“Your Eskimo name will be Atausiq,” Go-boy tells me. He comes back after disappearing for almost a month, and that’s the first thing he says.
Well, no. The first thing he says is “Let’s take a ride.” So we jump in his AMC and tour the whole village about eight times in fifteen minutes. He talks nonstop while he drives and waves to people, but he isn’t talking to me. He’s wound up. I wonder when he’s had time to fix his wagon.
I say, “Nothing’s changed,” but it isn’t very convincing.
And that’s when we end up on the bridge at the edge of town, when he tells me my Eskimo name. He’s driven three miles out on the road to see how construction of the new jail is coming along and then has turned back around. The car dies as we roll onto concrete, leaving us in the middle of the single-lane bridge. Go-boy holds the wheel with three fingers of his right hand as the car crunches rogue pieces of gravel on the pavement. We stop halfway. Steel railing on either side. A light on the dash blinks red and a smell like melting rubber is right there with us. Go keeps holding the wheel. His nails are cut short like a farmer’s, or a mechanic’s.
He says, “Yeah, man. Atausiq. Just in time.”

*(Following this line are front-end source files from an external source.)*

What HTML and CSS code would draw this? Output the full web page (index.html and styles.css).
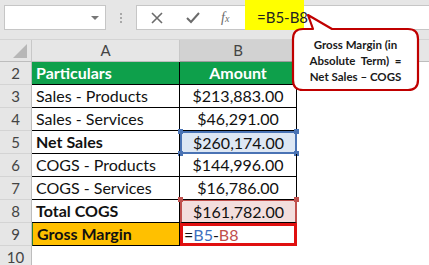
FILE: index.html
```html
<!DOCTYPE html>
<html>
<head>
<meta charset="utf-8">
<link rel="stylesheet" href="styles.css">
</head>
<body>
<div class="app">
  <div class="topbar">
    <div class="namebox"><span class="caret"></span></div>
    <div class="dots"><i></i><i></i><i></i></div>
    <div class="fbar">
      <svg class="ico" width="14" height="14" viewBox="0 0 14 14"><path d="M2 2 L12 12 M12 2 L2 12" stroke="#6b6b6b" stroke-width="1.6" fill="none"/></svg>
      <svg class="ico" width="16" height="14" viewBox="0 0 16 14"><path d="M2 7 L6 11 L14 2" stroke="#6b6b6b" stroke-width="2" fill="none"/></svg>
      <span class="fx"><i>f</i><small>x</small></span>
      <span class="formula">=B5-B8</span>
    </div>
  </div>
  <div class="sheet">
    <div class="corner"><span class="tri"></span></div>
    <div class="ch">A</div>
    <div class="ch sel">B</div>
    <div class="ch blank"></div>

    <div class="rh">2</div>
    <div class="c hd">Particulars</div>
    <div class="c hd num">Amount</div>
    <div class="e"></div>

    <div class="rh">3</div>
    <div class="c">Sales - Products</div>
    <div class="c num">$213,883.00</div>
    <div class="e"></div>

    <div class="rh">4</div>
    <div class="c">Sales - Services</div>
    <div class="c num">$46,291.00</div>
    <div class="e"></div>

    <div class="rh">5</div>
    <div class="c b">Net Sales</div>
    <div class="c num ref-blue">$260,174.00<span class="k tl"></span><span class="k tr"></span><span class="k bl"></span><span class="k br"></span></div>
    <div class="e"></div>

    <div class="rh">6</div>
    <div class="c">COGS - Products</div>
    <div class="c num">$144,996.00</div>
    <div class="e"></div>

    <div class="rh">7</div>
    <div class="c">COGS - Services</div>
    <div class="c num">$16,786.00</div>
    <div class="e"></div>

    <div class="rh">8</div>
    <div class="c b">Total COGS</div>
    <div class="c num ref-red">$161,782.00<span class="k tl"></span><span class="k tr"></span></div>
    <div class="e"></div>

    <div class="rh">9</div>
    <div class="c b gm">Gross Margin</div>
    <div class="c edit">=<span class="bl-t">B5</span>-<span class="rd-t">B8</span></div>
    <div class="e"></div>

    <div class="rh last">10</div>
    <div class="e"></div>
    <div class="e"></div>
    <div class="e"></div>
  </div>
  <div class="callout">
    <svg width="140" height="84" viewBox="0 0 140 84">
      <path d="M25 19 L20 5 L44 19 L120 19 Q130 19 130 29 L130 70 Q130 80 120 80 L15 80 Q5 80 5 70 L5 29 Q5 19 15 19 Z" fill="#fff" stroke="#c00000" stroke-width="2.2" stroke-linejoin="round"/>
    </svg>
    <div class="ctext">Gross Margin (in<br>Absolute&nbsp; Term)&nbsp; =<br>Net Sales – COGS</div>
  </div>
</div>
</body>
</html>
```
FILE: styles.css
```css
* { box-sizing: border-box; }
html, body { margin: 0; padding: 0; background: #fff; }
.app {
  position: relative;
  width: 429px;
  height: 265px;
  overflow: hidden;
  font-family: Lato, "Open Sans", sans-serif;
}
.topbar {
  height: 40px;
  background: #e6e6e6;
  display: flex;
  align-items: flex-start;
  padding: 5px 0 0 4px;
  border-bottom: 1px solid #d4d4d4;
}
.namebox {
  width: 102px;
  height: 25px;
  background: #fff;
  border: 1px solid #c6c6c6;
  position: relative;
}
.caret {
  position: absolute;
  right: 6px;
  top: 10px;
  border-left: 4px solid transparent;
  border-right: 4px solid transparent;
  border-top: 4px solid #777;
}
.dots {
  width: 30px;
  display: flex;
  flex-direction: column;
  align-items: center;
  gap: 2px;
  padding-top: 8px;
}
.dots i {
  width: 2px;
  height: 2px;
  background: #a8a8a8;
}
.fbar {
  flex: 1;
  height: 25px;
  background: #fff;
  border: 1px solid #c6c6c6;
  border-right: none;
  display: flex;
  align-items: center;
  padding-left: 13px;
}
.ico { margin-right: 21px; }
.fx {
  font-family: "Liberation Serif", serif;
  color: #6b6b6b;
  font-size: 14px;
  width: 24px;
  margin-left: -1px;
}
.fx small { font-size: 10px; font-style: italic; }
.formula {
  align-self: flex-start;
  margin-top: -6px;
  height: 30px;
  width: 59px;
  white-space: nowrap;
  background: #ffff00;
  font-family: Lato, sans-serif;
  font-size: 15px;
  color: #222;
  padding: 8px 0 0 12px;
}
.sheet {
  display: grid;
  grid-template-columns: 32px 148px 117px 1fr;
  grid-template-rows: 22px repeat(9, 23px);
  font-size: 16px;
}
.corner {
  background: #e6e6e6;
  border-right: 1px solid #c8c8c8;
  border-bottom: 1px solid #bdbdbd;
  position: relative;
}
.tri {
  position: absolute;
  right: 4px;
  bottom: 3px;
  border-left: 14px solid transparent;
  border-bottom: 14px solid #b7b7b7;
}
.ch {
  background: #e6e6e6;
  border-right: 1px solid #c8c8c8;
  border-bottom: 1px solid #bdbdbd;
  text-align: center;
  color: #444;
  line-height: 21px;
  font-size: 15px;
}
.ch.sel { background: #d2d2d2; border-bottom: 1px solid #9c9c9c; }
.ch.blank { border-right: none; }
.rh {
  background: #e6e6e6;
  border-right: 1px solid #bdbdbd;
  border-bottom: 1px solid #d4d4d4;
  text-align: center;
  color: #444;
  line-height: 22px;
  font-size: 15px;
}
.c {
  position: relative;
  border-right: 1px solid #000;
  border-bottom: 1px solid #000;
  line-height: 22px;
  padding-left: 4px;
  color: #111;
  white-space: nowrap;
}
.num { text-align: center; padding-left: 0; }
.hd { background: #0ea04b; color: #fff; font-weight: bold; }
.b { font-weight: bold; }
.gm { background: #ffc000; border-left: 1px solid #2e7d32; }
.ref-blue {
  background: #dde7f4;
  border: 2px solid #4a73b4;
  line-height: 19px;
}
.ref-red {
  background: #f3dedd;
  border-left: 2px solid #c0504d;
  border-right: 2px solid #c0504d;
  border-top: 1px solid #c0504d;
}
.k {
  position: absolute;
  width: 5px;
  height: 5px;
  background: #4a73b4;
}
.ref-red .k { background: #c0504d; }
.k.tl { left: -4px; top: -4px; }
.k.tr { right: -4px; top: -4px; }
.k.bl { left: -4px; bottom: -4px; }
.k.br { right: -4px; bottom: -4px; }
.edit {
  border: 3px solid #e01010;
  line-height: 17px;
  padding-left: 1px;
}
.bl-t { color: #3d6fc0; }
.rd-t { color: #c0504d; }
.e { background: #fff; }
.callout {
  position: absolute;
  left: 288px;
  top: 10px;
  width: 140px;
  height: 84px;
}
.callout svg { position: absolute; left: 0; top: 0; }
.ctext {
  position: absolute;
  left: 5px;
  top: 27px;
  width: 125px;
  text-align: center;
  font-weight: bold;
  font-size: 11.5px;
  line-height: 16px;
  color: #1a1a1a;
}
```
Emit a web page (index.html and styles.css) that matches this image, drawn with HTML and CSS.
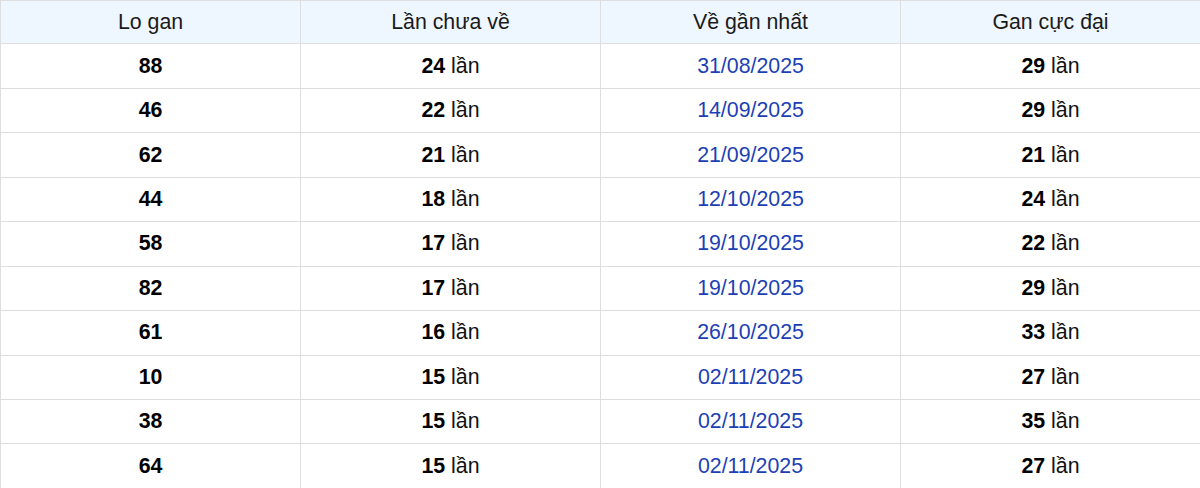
FILE: index.html
```html
<!DOCTYPE html>
<html lang="vi">
<head>
<meta charset="utf-8">
<title>Lo gan</title>
<link rel="stylesheet" href="styles.css">
</head>
<body>
<table class="gan-table">
  <colgroup><col class="c"><col class="c"><col class="c"><col class="c"></colgroup>
  <thead>
    <tr><th>Lo gan</th><th>Lần chưa về</th><th>Về gần nhất</th><th>Gan cực đại</th></tr>
  </thead>
  <tbody>
    <tr><td><b>88</b></td><td><b>24</b> lần</td><td class="date">31/08/2025</td><td><b>29</b> lần</td></tr>
    <tr><td><b>46</b></td><td><b>22</b> lần</td><td class="date">14/09/2025</td><td><b>29</b> lần</td></tr>
    <tr><td><b>62</b></td><td><b>21</b> lần</td><td class="date">21/09/2025</td><td><b>21</b> lần</td></tr>
    <tr><td><b>44</b></td><td><b>18</b> lần</td><td class="date">12/10/2025</td><td><b>24</b> lần</td></tr>
    <tr><td><b>58</b></td><td><b>17</b> lần</td><td class="date">19/10/2025</td><td><b>22</b> lần</td></tr>
    <tr><td><b>82</b></td><td><b>17</b> lần</td><td class="date">19/10/2025</td><td><b>29</b> lần</td></tr>
    <tr><td><b>61</b></td><td><b>16</b> lần</td><td class="date">26/10/2025</td><td><b>33</b> lần</td></tr>
    <tr><td><b>10</b></td><td><b>15</b> lần</td><td class="date">02/11/2025</td><td><b>27</b> lần</td></tr>
    <tr><td><b>38</b></td><td><b>15</b> lần</td><td class="date">02/11/2025</td><td><b>35</b> lần</td></tr>
    <tr><td><b>64</b></td><td><b>15</b> lần</td><td class="date">02/11/2025</td><td><b>27</b> lần</td></tr>
  </tbody>
</table>
</body>
</html>
```

FILE: styles.css
```css
html, body {
  margin: 0;
  padding: 0;
  background: #fff;
  overflow: hidden;
}
body {
  font-family: "Liberation Sans", Arial, sans-serif;
  color: #111;
}
.gan-table {
  width: 1201px;
  table-layout: fixed;
  border-collapse: separate;
  border-spacing: 0;
  border-top: 1px solid #dedede;
  border-left: 1px solid #dedede;
}
.gan-table .c {
  width: 300px;
}
.gan-table th,
.gan-table td {
  box-sizing: border-box;
  height: 44.44px;
  padding: 0 6px;
  border-right: 1px solid #dedede;
  border-bottom: 1px solid #dedede;
  text-align: center;
  vertical-align: middle;
  font-size: 21.33px;
  line-height: 25px;
}
.gan-table th {
  height: 43.44px;
  background: #eef6ff;
  font-weight: normal;
  color: #1a1a1a;
}
.gan-table td b {
  font-weight: bold;
  color: #000;
}
.gan-table td.date {
  color: #1d3fb5;
}
```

He tells me everyone in the village has an Eskimo name, but most of the time it isn’t official. It isn’t on a person’s driver’s license or birth certificate—an Eskimo name is like a fancy nickname. I’m not sure where Eskimo names come from—ancestors or mountains or rivers, or if they’re just made up—so I ask Go.
“Atausiq?”
“Yeah,” I say. “Does it mean something? Like whale-fighter or seal-clubber?”
“Atausiq doesn’t mean anything,” he says, smirking. “It’s just a name.”
It has been three months since he came up with his plan to give me an Eskimo name, right here on this same bridge, on my second day in town. Go reminds me of this. He mentions our bet and I tell him I had forgotten all about it.
“So what do I do with an Eskimo name?” I ask, but I’d rather know where he’s been for the past month.
He rolls down his window and hangs his elbow into the breeze, smiles. He hasn’t stopped smiling since coming back. And he hasn’t taken his hand off the wheel. “It’s part of the new beginning, the reason I came back.”
“Where were you?”
“I was preparing for exactly this,” he says, waving his hand at the village. “Heaven on earth.”
The town in front of us stretches out all soft blue and rust-colored to the left. Snow fences line the slough’s edge, bordering the town from tundra. To our right a small passenger plane is landing on top of the horizon, kicking a trail of dust that crescendos and blurs across the landscape and circles around behind us to where dump trucks are kicking up their own puffs, running down our same road, pulling onto the bridge behind us.
I turn around in my seat and look behind us. I say, “We better do something.”
Go-boy wipes the Plexiglas dash panel with his index finger, smearing dirt film, as if a diagnosis could be found in that blinking red light. He says, “Everybody’s sure always in some kinda rush.” Then he laughs.
I say, “I need to get back to school. Lunch break is over.”
“You need to experience something phenomenal. We all do. We all have an idea of what we want but we’re too afraid to express it.”
Then Go sticks his head out the window and yells, “Heaven is a dead car stuck on a bridge!”
“We’re in the way.”
I hurry out of the wagon and start pushing us toward town—leaning into the trunk, my feet slipping on loose rocks—to at least get us off the bridge so the trucks can pass. It’s better than trying to tell Go that our boss has fired us and that I put his dad in jail by ratting him out to the police.
A dump truck inches up behind me, close enough that I can smell its sulfuric exhaust. He’s losing money the longer his load takes, but now I don’t care. I ease up. The AMC slows down. I turn around and look at the driver, smile, shrug. It feels good to have Go-boy back. And by the time Go steers off the bridge and onto the shoulder, and the train of diesel rigs blow past while I hop into the passenger seat, I’m no longer ready to find out where he’s been, what he’s done, and why the hell he ditched us for a month, but I am ready to become Atausiq.